The only issue presented for determination is the adequacy of the substitution of a certified check in lieu of a bond for the costs of removal.
Where a petitioner, properly moving for removal, presents a petition for removal and a bond having "good and sufficient surety", removal must be granted. In re Removal Cases, 100 U.S. 457, 25 L. Ed. 593 (1879). The right to removal is a statutory creation and the procedure to be followed upon removal is simply that prescribed by the statutes. The removal statutes are generally to be strictly construed against the right of removal. Shamrock Oil & Gas Corp. v. Sheets, 313 U.S. 100, 61 S. Ct. 868, 85 L. Ed. 1214 (1941); American Fire & Casualty Co. v. Finn, 341 U.S. 6, 71 S. Ct. 534, 95 L. Ed. 702 (1951). The filing of a bond to secure removal costs is required by the federal statute, but the failure to file the bond does not create jurisdictional problems. Filing a bond is a formal procedural step which may be waived by the plaintiff, Ayers v. Watson, 113 U.S. 594, 5 S. Ct. 641, 28 L. Ed. 1093 (1885); Tucker v. Kerner, 186 F.2d 79, 23 A.L.R.2d 1027 (7th Cir. 1950); National Quicksilver Corp. v. World Ins. Co., 139 F.2d 1 (8th Cir. 1944); but absent a waiver, formal though the procedure may be, a bond as contemplated by the statute must be given. Richlin Adv. Corp. v. Central Florida Broadcasting Co., 122 F. Supp. 507 (S.D.N.Y.1954).

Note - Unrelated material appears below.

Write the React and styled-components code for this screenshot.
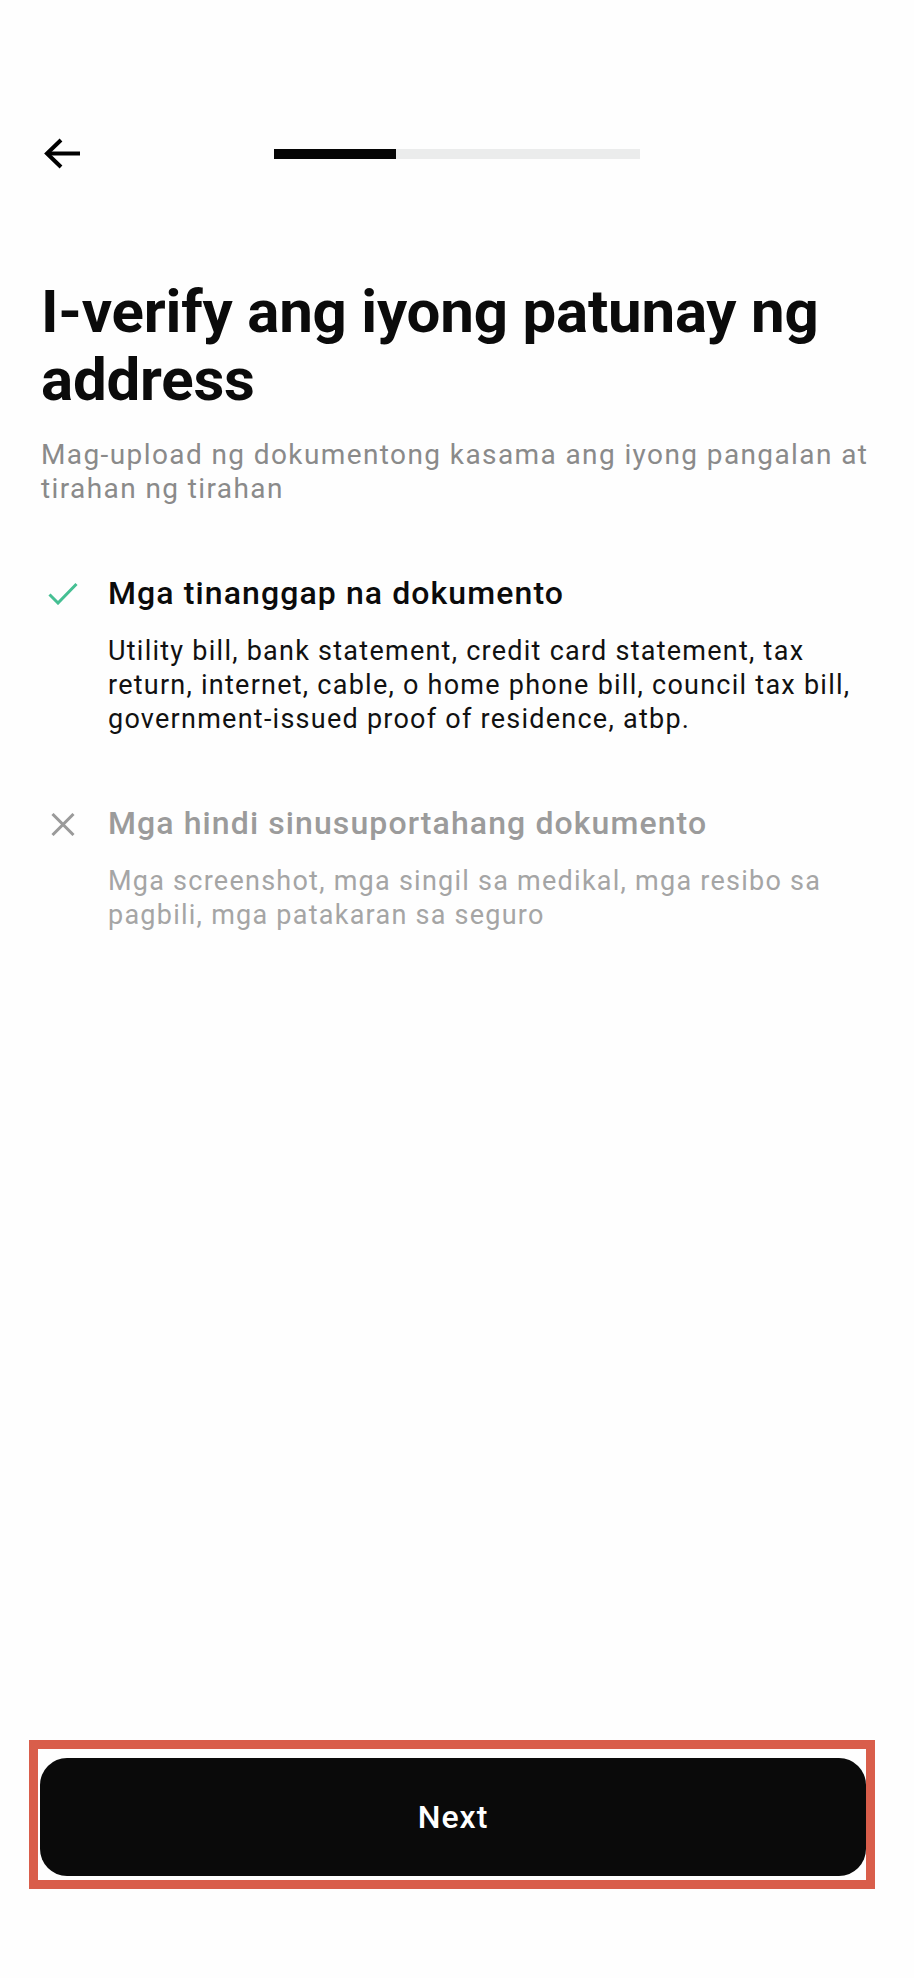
import styled, { createGlobalStyle } from "styled-components";

const GlobalStyle = createGlobalStyle`
  html, body {
    margin: 0;
    padding: 0;
    background: #fefefe;
  }
  body {
    font-family: Roboto, "Noto Sans", "Liberation Sans", sans-serif;
    -webkit-font-smoothing: antialiased;
  }
`;

const Page = styled.div`
  min-height: 100vh;
  display: flex;
  flex-direction: column;
  box-sizing: border-box;
`;

const Header = styled.header`
  display: grid;
  grid-template-columns: 1fr auto 1fr;
  align-items: center;
  padding: 138px 0 0 43px;
  height: 31px;
`;

const BackButton = styled.button`
  display: flex;
  padding: 0;
  border: none;
  background: none;
  justify-self: start;
  cursor: pointer;
`;

const Progress = styled.div`
  width: 366px;
  height: 10px;
  background: #ebecec;
  margin-left: -43px;
`;

const ProgressFill = styled.div`
  height: 100%;
  background: #050505;
`;

const Content = styled.main`
  padding: 109px 41px 0 41px;
`;

const Title = styled.h1`
  margin: 0;
  font-size: 60px;
  line-height: 68px;
  font-weight: 700;
  color: #0b0b0b;
  letter-spacing: -0.2px;
`;

const Subtitle = styled.p`
  margin: 24px 0 0;
  font-size: 28px;
  line-height: 34px;
  font-weight: 400;
  letter-spacing: 1.4px;
  color: #8a8a8a;
`;

const List = styled.div`
  display: flex;
  flex-direction: column;
  gap: 69px;
  margin-top: 69px;
`;

const Item = styled.div`
  display: grid;
  grid-template-columns: 67px 1fr;
`;

const IconCell = styled.div`
  padding: ${(p) => p.$top}px 0 0 ${(p) => p.$left}px;
`;

const ItemTitle = styled.h2`
  margin: 0;
  font-size: 32px;
  line-height: 36px;
  font-weight: 500;
  letter-spacing: 1.1px;
  color: ${(p) => (p.$muted ? "#9b9b9b" : "#0b0b0b")};
`;

const ItemText = styled.p`
  margin: 23px 0 0;
  font-size: 27px;
  line-height: 34px;
  font-weight: 400;
  letter-spacing: 1.25px;
  color: ${(p) => (p.$muted ? "#a5a5a5" : "#111111")};
`;

const Footer = styled.footer`
  margin-top: auto;
  padding: 0 0 89px 29px;
`;

const Highlight = styled.div`
  width: 846px;
  box-sizing: border-box;
  border: 9px solid #d95e4b;
  padding: 9px 0 4px 2px;
`;

const NextButton = styled.button`
  width: 826px;
  height: 118px;
  border: none;
  border-radius: 27px;
  background: #0a0a0a;
  color: #ffffff;
  font-family: Roboto, "Noto Sans", "Liberation Sans", sans-serif;
  font-size: 32px;
  font-weight: 500;
  letter-spacing: 1px;
  cursor: pointer;
`;

const ArrowIcon = () => (
  <svg width="38" height="31" viewBox="0 0 38 31" fill="none">
    <path d="M4 15.5H37" stroke="#000" strokeWidth="4" />
    <path d="M18 2L4 15.5L18 29" stroke="#000" strokeWidth="4" strokeLinejoin="miter" />
  </svg>
);

const CheckIcon = () => (
  <svg width="30" height="23" viewBox="0 0 30 23" fill="none">
    <path d="M1.5 12.5L10 21L28.5 2" stroke="#45bf93" strokeWidth="3" />
  </svg>
);

const CrossIcon = () => (
  <svg width="24" height="23" viewBox="0 0 24 23" fill="none">
    <path d="M1.5 1L22.5 22M22.5 1L1.5 22" stroke="#9a9a9a" strokeWidth="3" />
  </svg>
);

const items = [
  {
    icon: <CheckIcon />,
    left: 7,
    top: 7,
    title: "Mga tinanggap na dokumento",
    text: "Utility bill, bank statement, credit card statement, tax return, internet, cable, o home phone bill, council tax bill, government-issued proof of residence, atbp.",
  },
  {
    icon: <CrossIcon />,
    left: 10,
    top: 8,
    muted: true,
    title: "Mga hindi sinusuportahang dokumento",
    text: "Mga screenshot, mga singil sa medikal, mga resibo sa pagbili, mga patakaran sa seguro",
  },
];

export default function App() {
  const step = 1;
  const steps = 3;

  return (
    <Page>
      <GlobalStyle />
      <Header>
        <BackButton aria-label="Back">
          <ArrowIcon />
        </BackButton>
        <Progress>
          <ProgressFill style={{ width: `${(step / steps) * 100}%` }} />
        </Progress>
        <span />
      </Header>
      <Content>
        <Title>I-verify ang iyong patunay ng address</Title>
        <Subtitle>
          Mag-upload ng dokumentong kasama ang iyong pangalan at tirahan ng tirahan
        </Subtitle>
        <List>
          {items.map((item) => (
            <Item key={item.title}>
              <IconCell $left={item.left} $top={item.top}>
                {item.icon}
              </IconCell>
              <div>
                <ItemTitle $muted={item.muted}>{item.title}</ItemTitle>
                <ItemText $muted={item.muted}>{item.text}</ItemText>
              </div>
            </Item>
          ))}
        </List>
      </Content>
      <Footer>
        <Highlight>
          <NextButton>Next</NextButton>
        </Highlight>
      </Footer>
    </Page>
  );
}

Here, the defendant has failed to file a bond. Instead of a bond, defendant has filed a certified check entitled "Bond for Removal". This is not the procedural and formal requirement mandated by the Congress. This court is not empowered to rewrite the federal statute under the guise of construing it. There is no difficulty in understanding what is meant by a "bond". Numerous federal statutes require the posting of a bond before certain relief can be granted or considered. No case has been cited as authority for the proposition advanced by the defendant and the court finds none. Shamrock, supra, admonishes us to construe the removal statutes with a view to their uniform application. In Beecher v. Smithson, 217 F.2d 304 (9th Cir. 1954), cert. denied, 349 U.S. 945, 75 S. Ct. 873, 99 L. Ed. 1271, rehearing denied, 350 U.S. 855, 76 S. Ct. 39, 100 L. Ed. 760 (1955), a personal check sent under protest did not cure a defective filing of an appeal bond under Rule 73(c) of the Fed.R.Civ.P.
This court does not accept the contention that a certified check, ipso facto, serves the same functions and secures the same objectives as a removal bond. In the words of the statute, the bond must be so "conditioned that the defendant or defendants will pay all costs and disbursements incurred by reason of the removal proceedings", if the removal is improper. There are no such conditions stated explicitly or implicitly on this check. The endorsement on the check, "Bond for Removal", might constitute such conditions. However, a bond would indicate in whose favor the obligation would run. This certified check, according to defendant's memorandum, was made payable to the "Clerk, United States District Court". This order form does not give plaintiff the same ironclad guarantee which a bond would give. A bond would state explicitly that a definite sum will be paid plaintiff upon the occurrence of a specified event.
The court rejects defendant's request that he now be permitted to file a proper bond despite the expiration of the 30 day limitation. 28 U.S.C. § 1446(b). This is not a case where a defective bond may be amended or cured. See Tucker v. Kerner, 186 F.2d 79, 23 A.L.R.2d 1027 (7th Cir. 1950). This is an instance where no bond has been filed. The time limit of the removal statute has expired. See Beecher v. Smithson, supra.
As a final consideration, the court notes that the 1966 amendment to Rule 73, Fed.R.Civ.P., liberalized that rule to provide that an appellant, upon appeal, may give bond or "equivalent security". This appears to be recognition of the fact that cash or check was not previously accepted in lieu of bond. Although, in the view of this court, the better practice may be to require either bond or equivalent security in all cases demanding a bond, the Congress has not yet seen fit to so provide.
The motion to remand is granted and the defendant's cross motion is denied.